Some of this cons might be addressed in future updates.

Example

defmodule OrderCreated do
  use ElixirProto.Schema, name: "orders.created", index: 1
  defschema [:order_id, :customer_id, :total, :currency, :timestamp]
end

event = %OrderCreated{order_id: "123", customer_id: "456", total: 99.99}
encoded = ElixirProto.encode(event)  # ~40% smaller typically

When It Matters

Event stores: Those millions of domain events add up fast in storage costs
Message queues: Smaller payloads mean better throughput and lower AWS bills
Audit logs: Compliance data you can’t delete but rarely access
Analytics pipelines: Moving lots of similar events between services

Like Protobuf, you get schema evolution for free—append new fields and old data still works.

The Trade-offs

More setup: You manage schema indices manually (like Protobuf field numbers). Pick wrong and you’re stuck with them.

Another dependency: Sometimes Jason.encode! or plain :erlang.term_to_binary is simpler and good enough.

Overkill for small volumes: If you’re not storing thousands of events daily and watching storage costs climb, the built-ins work fine.

Worth It?

If you’re storing thousands of events daily and watching storage costs climb, probably yes. If you’re building a simple CRUD app, probably no.

It’s Protobuf’s space efficiency without leaving Elixir’s type system. Whether that trade-off makes sense depends on how much you’re paying for those extra bytes.

Some benchmark results here.
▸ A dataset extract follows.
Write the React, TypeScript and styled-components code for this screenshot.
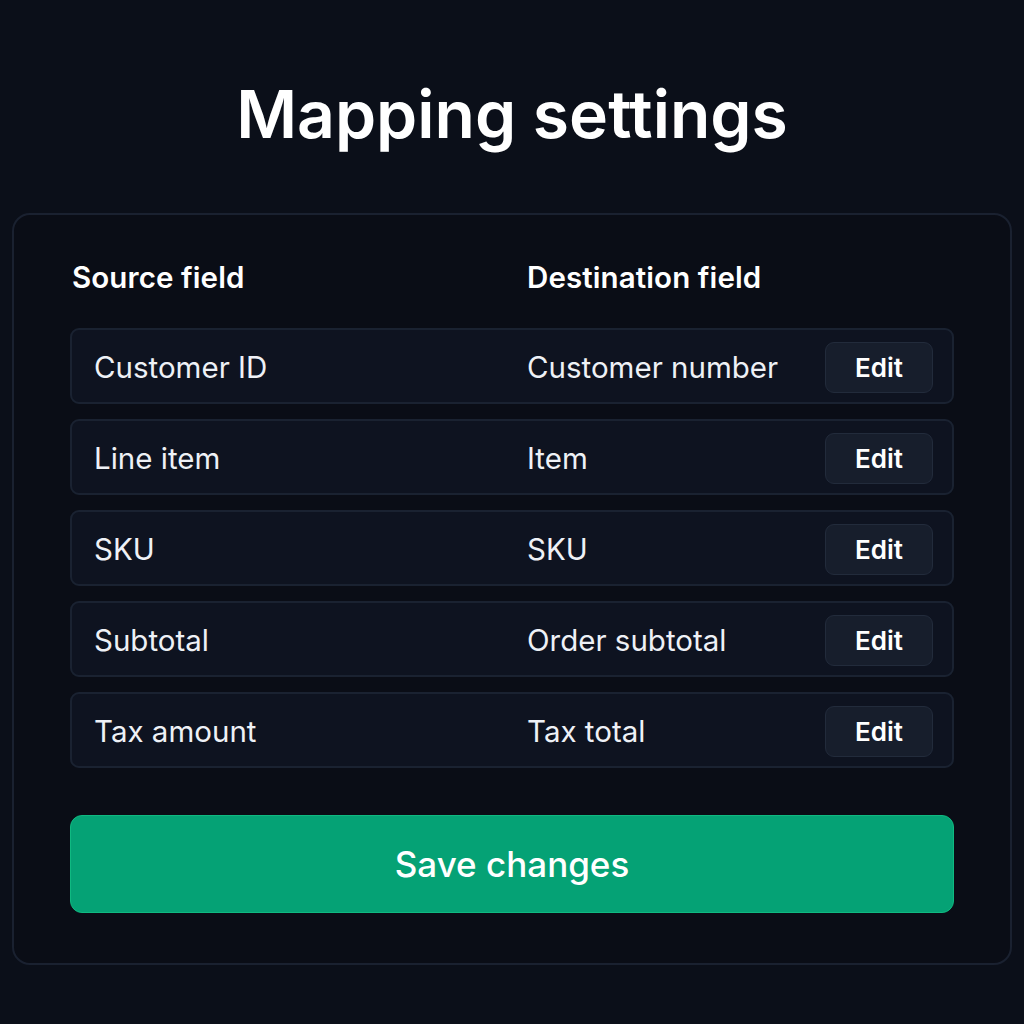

Please be careful and evaluate those results with your own data requirement.

ElixirProto Benchmark

Performance Results

Encoding Performance (operations per second)

Sparse user: ElixirProto 237K ops/s vs Plain 177K ops/s (34% faster)
Product: ElixirProto 122K ops/s vs Plain 117K ops/s (4% faster)
Large sparse struct: ElixirProto 116K ops/s vs Plain 91K ops/s (28% faster)
Single user (full): ElixirProto 102K ops/s vs Plain 102K ops/s (equivalent)
Large full struct: ElixirProto 84K ops/s vs Plain 72K ops/s (16% faster)
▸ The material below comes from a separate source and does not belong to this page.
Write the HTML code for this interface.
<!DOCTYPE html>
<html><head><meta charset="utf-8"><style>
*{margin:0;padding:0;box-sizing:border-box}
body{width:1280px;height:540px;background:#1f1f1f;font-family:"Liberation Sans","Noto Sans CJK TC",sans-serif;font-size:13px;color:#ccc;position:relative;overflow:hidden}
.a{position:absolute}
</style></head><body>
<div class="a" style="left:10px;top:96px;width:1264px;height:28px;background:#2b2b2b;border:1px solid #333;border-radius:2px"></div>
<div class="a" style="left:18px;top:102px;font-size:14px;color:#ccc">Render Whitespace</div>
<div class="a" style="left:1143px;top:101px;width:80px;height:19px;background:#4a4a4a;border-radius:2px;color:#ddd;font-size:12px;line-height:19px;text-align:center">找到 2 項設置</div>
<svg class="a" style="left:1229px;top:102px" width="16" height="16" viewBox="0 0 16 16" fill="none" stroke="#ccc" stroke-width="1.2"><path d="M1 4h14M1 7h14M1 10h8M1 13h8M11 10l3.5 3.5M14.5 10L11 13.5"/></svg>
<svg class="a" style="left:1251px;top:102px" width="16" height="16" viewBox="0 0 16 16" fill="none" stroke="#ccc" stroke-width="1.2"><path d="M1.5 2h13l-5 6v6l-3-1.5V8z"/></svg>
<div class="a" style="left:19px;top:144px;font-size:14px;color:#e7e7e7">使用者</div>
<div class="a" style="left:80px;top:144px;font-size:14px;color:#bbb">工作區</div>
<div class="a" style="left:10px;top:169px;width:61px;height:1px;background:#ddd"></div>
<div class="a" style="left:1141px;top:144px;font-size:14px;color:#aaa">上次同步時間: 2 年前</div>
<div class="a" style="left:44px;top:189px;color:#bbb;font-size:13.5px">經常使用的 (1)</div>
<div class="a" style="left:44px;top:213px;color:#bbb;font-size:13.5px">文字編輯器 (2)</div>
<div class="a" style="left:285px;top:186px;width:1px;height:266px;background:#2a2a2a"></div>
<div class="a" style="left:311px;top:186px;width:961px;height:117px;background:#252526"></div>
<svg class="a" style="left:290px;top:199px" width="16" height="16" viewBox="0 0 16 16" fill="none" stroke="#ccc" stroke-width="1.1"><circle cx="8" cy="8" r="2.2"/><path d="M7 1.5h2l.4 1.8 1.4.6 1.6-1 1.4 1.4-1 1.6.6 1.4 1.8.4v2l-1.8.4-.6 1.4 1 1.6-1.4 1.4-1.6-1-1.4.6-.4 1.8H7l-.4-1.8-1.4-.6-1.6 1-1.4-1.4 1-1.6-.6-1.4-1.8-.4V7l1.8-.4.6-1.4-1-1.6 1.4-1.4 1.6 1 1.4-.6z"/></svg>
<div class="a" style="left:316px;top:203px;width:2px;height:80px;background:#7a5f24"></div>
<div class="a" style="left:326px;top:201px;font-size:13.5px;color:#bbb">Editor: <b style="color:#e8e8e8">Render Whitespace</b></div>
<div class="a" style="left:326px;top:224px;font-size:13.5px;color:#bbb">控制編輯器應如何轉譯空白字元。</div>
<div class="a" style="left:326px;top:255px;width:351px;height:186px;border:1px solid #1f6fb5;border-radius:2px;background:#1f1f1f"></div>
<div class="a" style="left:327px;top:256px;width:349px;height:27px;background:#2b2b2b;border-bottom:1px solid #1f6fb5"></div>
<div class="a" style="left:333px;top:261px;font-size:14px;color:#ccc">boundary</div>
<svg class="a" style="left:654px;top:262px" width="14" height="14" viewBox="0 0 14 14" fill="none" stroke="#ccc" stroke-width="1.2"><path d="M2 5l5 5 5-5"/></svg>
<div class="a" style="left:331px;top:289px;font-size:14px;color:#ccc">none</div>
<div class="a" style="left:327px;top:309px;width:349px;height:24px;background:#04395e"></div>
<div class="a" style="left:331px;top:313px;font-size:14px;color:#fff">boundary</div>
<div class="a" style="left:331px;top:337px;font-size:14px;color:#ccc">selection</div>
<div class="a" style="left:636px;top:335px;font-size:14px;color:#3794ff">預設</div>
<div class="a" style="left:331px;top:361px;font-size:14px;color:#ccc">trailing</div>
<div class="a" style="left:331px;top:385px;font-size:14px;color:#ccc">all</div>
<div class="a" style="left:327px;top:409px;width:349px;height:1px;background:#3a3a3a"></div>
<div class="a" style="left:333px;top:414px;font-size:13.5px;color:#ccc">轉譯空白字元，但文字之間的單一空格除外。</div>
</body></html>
Memory Usage Per Operation

Plain serialization: ~0.26 KB per operation
ElixirProto: 1.75-9.37 KB per operation (7-36x more memory usage)

ElixirProto uses significantly more memory during encoding due to intermediate data structure creation.
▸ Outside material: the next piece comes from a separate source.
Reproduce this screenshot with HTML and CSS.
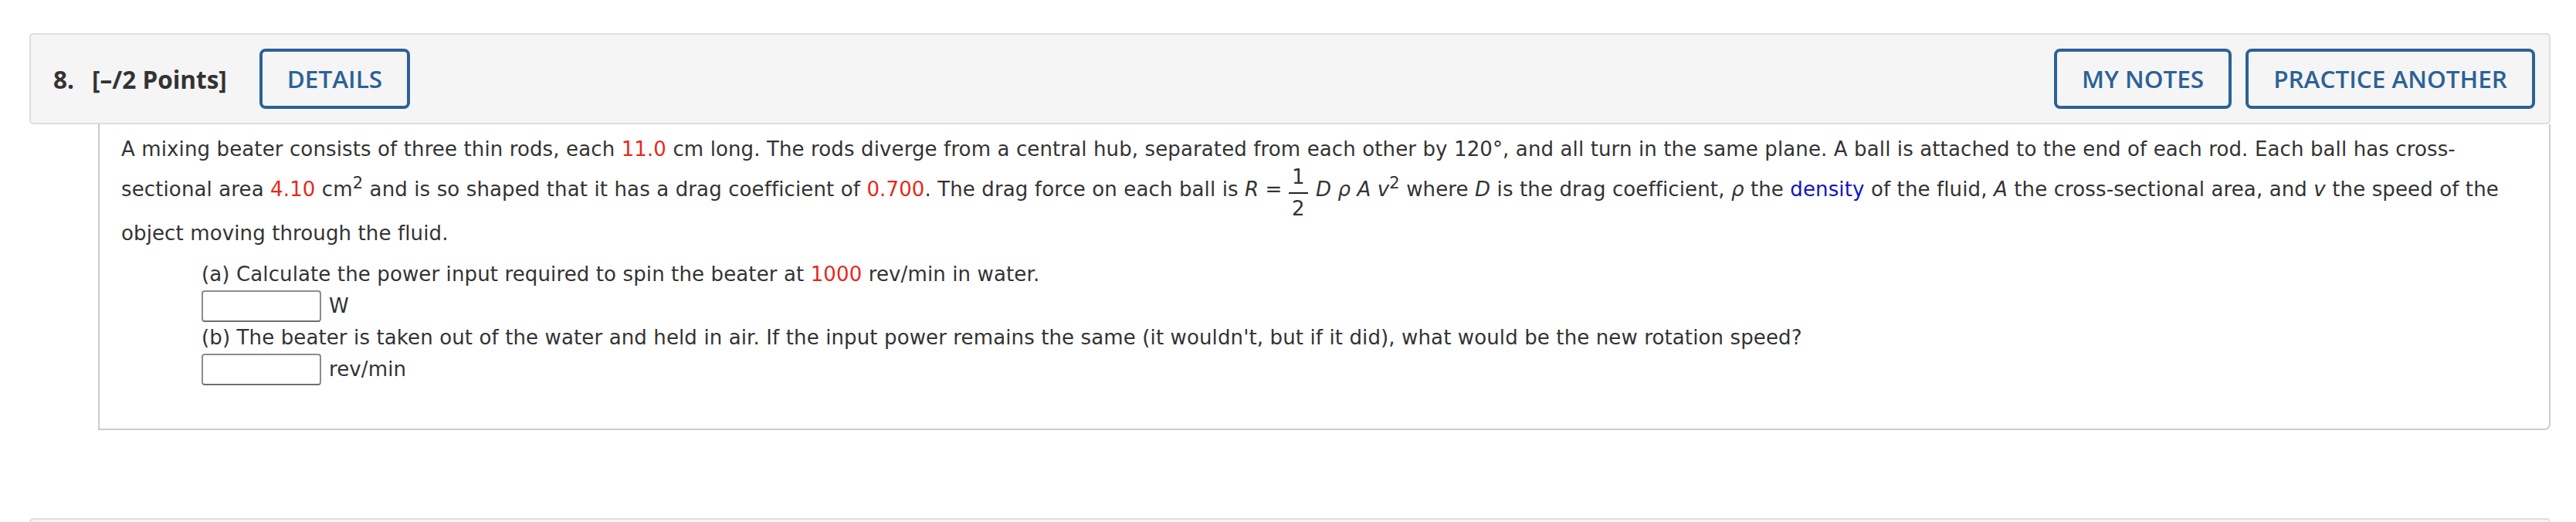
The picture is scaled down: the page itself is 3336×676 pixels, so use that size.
FILE: index.html
```html
<!DOCTYPE html>
<html>
<head>
<meta charset="utf-8">
<link rel="stylesheet" href="styles.css">
</head>
<body>
<div class="question">
  <div class="q-header">
    <div class="q-title"><span class="q-num">8.</span><span class="q-points">[–/2 Points]</span><button class="btn btn-details">DETAILS</button></div>
    <div class="q-actions"><button class="btn">MY NOTES</button><button class="btn">PRACTICE ANOTHER</button></div>
  </div>
  <div class="q-body">
    <p class="q-text">A mixing beater consists of three thin rods, each <span class="red">11.0</span> cm long. The rods diverge from a central hub, separated from each other by 120°, and all turn in the same plane. A ball is attached to the end of each rod. Each ball has cross-<br>sectional area <span class="red">4.10</span> cm<sup>2</sup> and is so shaped that it has a drag coefficient of <span class="red">0.700</span>. The drag force on each ball is <i>R</i> = <span class="frac"><span class="num">1</span><span class="bar"></span><span class="den">2</span></span> <i>D</i> <i>ρ</i> <i>A</i> <i>v</i><sup>2</sup> where <i>D</i> is the drag coefficient, <i>ρ</i> the <a class="link">density</a> of the fluid, <i>A</i> the cross-sectional area, and <i>v</i> the speed of the<br>object moving through the fluid.</p>
    <div class="parts">
      <div class="part-text">(a) Calculate the power input required to spin the beater at <span class="red">1000</span> rev/min in water.</div>
      <div class="answer"><span class="input"></span><span class="unit">W</span></div>
      <div class="part-text">(b) The beater is taken out of the water and held in air. If the input power remains the same (it wouldn't, but if it did), what would be the new rotation speed?</div>
      <div class="answer"><span class="input"></span><span class="unit">rev/min</span></div>
    </div>
  </div>
</div>
<div class="question next">
  <div class="q-header q-header-next"></div>
</div>
</body>
</html>
```
FILE: styles.css
```css
html, body {
  margin: 0;
  background: #fff;
}
body {
  padding: 43px 33px 0 38px;
  font-family: "DejaVu Sans", Verdana, sans-serif;
  color: #333;
  overflow: hidden;
  height: 676px;
  box-sizing: border-box;
}
.q-header {
  display: flex;
  align-items: center;
  justify-content: space-between;
  background: #f5f5f5;
  border: 2px solid #dedede;
  border-radius: 5px;
  padding: 18px 18px 18px 29px;
  font-family: "Open Sans", sans-serif;
}
.q-title {
  display: flex;
  align-items: center;
  font-weight: 700;
  font-size: 31.5px;
  color: #333;
}
.q-num {
  margin-right: 23px;
}
.q-points {
  margin-right: 42px;
}
.q-actions {
  display: flex;
  gap: 18px;
}
.btn {
  font-family: "Open Sans", sans-serif;
  font-weight: 600;
  font-size: 31.5px;
  color: #2b6296;
  background: #f5f5f5;
  border: 4px solid #2b6296;
  border-radius: 8px;
  height: 78px;
  padding: 0 32px;
  box-sizing: border-box;
  line-height: 1;
}
.q-body {
  margin-left: 89px;
  border: 2px solid #cbcbcb;
  border-top: none;
  border-bottom-right-radius: 8px;
  padding: 6px 28px 56px 28px;
  font-size: 26px;
  letter-spacing: 0.12px;
}
.q-text {
  margin: 0;
  line-height: 52px;
  white-space: nowrap;
}
.red {
  color: #e8281c;
}
.link {
  color: #1212c8;
}
sup {
  font-size: 21px;
  line-height: 0;
  vertical-align: 10px;
}
.frac {
  display: inline-flex;
  flex-direction: column;
  align-items: center;
  vertical-align: 16px;
  line-height: 26px;
  margin: -3px 2px -7px 0;
}
.num {
  padding: 0 4px 7px;
}
.den {
  padding: 6px 4px 0;
}
.bar {
  align-self: stretch;
  height: 2px;
  background: #222;
}
.parts {
  margin: 7px 0 0 104px;
  white-space: nowrap;
}
.part-text {
  line-height: 41px;
}
.answer {
  display: flex;
  align-items: center;
  height: 41px;
}
.input {
  display: block;
  width: 155px;
  height: 41px;
  box-sizing: border-box;
  border: 2px solid #8c8c8c;
  border-bottom-color: #6e6e6e;
  border-radius: 4px;
  background: #fff;
  margin-right: 10px;
}
.unit {
  line-height: 41px;
}
.next {
  margin-top: 114px;
}
.q-header-next {
  height: 3px;
  padding: 0;
  border-bottom: none;
  border-radius: 5px 5px 0 0;
}
```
Collection Performance (individual encoding)

ElixirProto 100 sparse users: 2.32K collections/s
ElixirProto 50 products: 2.32K collections/s
Plain 100 sparse users: 1.69K collections/s (38% slower)
Plain 50 products: 2.12K collections/s (9% slower)

Payload Size Analysis

|----------|--------------|------------|-------------|---------|-----------|

ElixirProto compression ratio vs original data:

Sparse user: 27.2% of original size
Large sparse struct: 7.3% of original size

Field Count Impact Analysis

ElixirProto space savings with varying field density:

5 fields: 161 bytes saved (78.2% savings)
10 fields: 164 bytes saved (72.6% savings)
20 fields: 166 bytes saved (64.6% savings)
30 fields: 168 bytes saved (60.4% savings)
50 fields: 160 bytes saved (54.2% savings)

Key insight: ElixirProto maintains strong savings even as field count increases, due to index-based field representation and nil omission.

Collection Size Analysis

Individual Struct Encoding (100 full users)

ElixirProto total: 28,949 bytes
Plain total: 33,214 bytes
Savings: 4,265 bytes (12.8%)

Collection vs Individual Comparison

Plain collection (100 users as list): 1,896 bytes
Individual sum: 33,214 bytes
Collection advantage: 31,318 bytes saved (94.3% reduction)

For bulk data, plain collection serialization is extremely space-efficient compared to individual struct encoding.

Performance vs Payload Trade-offs

ElixirProto Advantages

Sparse data: Up to 71% space savings
Schema evolution: Explicit indices enable backward compatibility
Bandwidth efficiency: Smaller payloads for network transfer
Storage optimization: Reduced disk/memory footprint for persistent data
Field omission: Automatic nil field exclusion

Plain Serialization Advantages

Memory efficiency: 7-36x less memory usage during encoding
Collection handling: Extremely efficient for bulk data
Simplicity: No schema management required
Compatibility: Works with any Elixir data structure
Development speed: No setup overhead

When to Use Each Approach

Use ElixirProto For:

Event sourcing with sparse events
API responses with optional fields
Database records with many nullable columns
Message queues with payload size limits
Mobile/IoT applications with bandwidth constraints
Long-term data storage where compression matters

Use Plain Serialization For:

Hot path encoding/decoding (performance critical)
In-memory caching
Collections of mixed data types
Temporary data structures
Development and debugging
Applications where simplicity > space optimization

Test Environment

Hardware: Apple M3 Ultra
Software: Elixir 1.18.3, Erlang 27.3, JIT enabled
Compression: zlib for both approaches
Benchmark Tool: Benchee with 3s runtime + 2s warmup

Reproducing Results

Run mix run benchmarks/basic.exs to generate current results.

Sample Structures

User: 7 fields (id, name, email, age, active, created_at, metadata)
Product: 8 fields (id, name, description, price, category, in_stock, tags, specs)
LargeStruct: 50 fields (field_01 through field_50)

Conclusion

ElixirProto is optimized for space-efficient serialization of structured data with predictable schemas. It excels with sparse data and provides substantial space savings at the cost of higher memory usage during encoding. Plain serialization remains the better choice for performance-critical paths and mixed data types.

elixir_proto | Hex

mindreframer · September 14, 2025, 8:42am

In the meantime I have added support for nested serialization and TypedStruct-inspired spec types (as an alternative implementation).

The serialization stays the same, but with ElixirProto.TypedSchema one gets also the typespecs.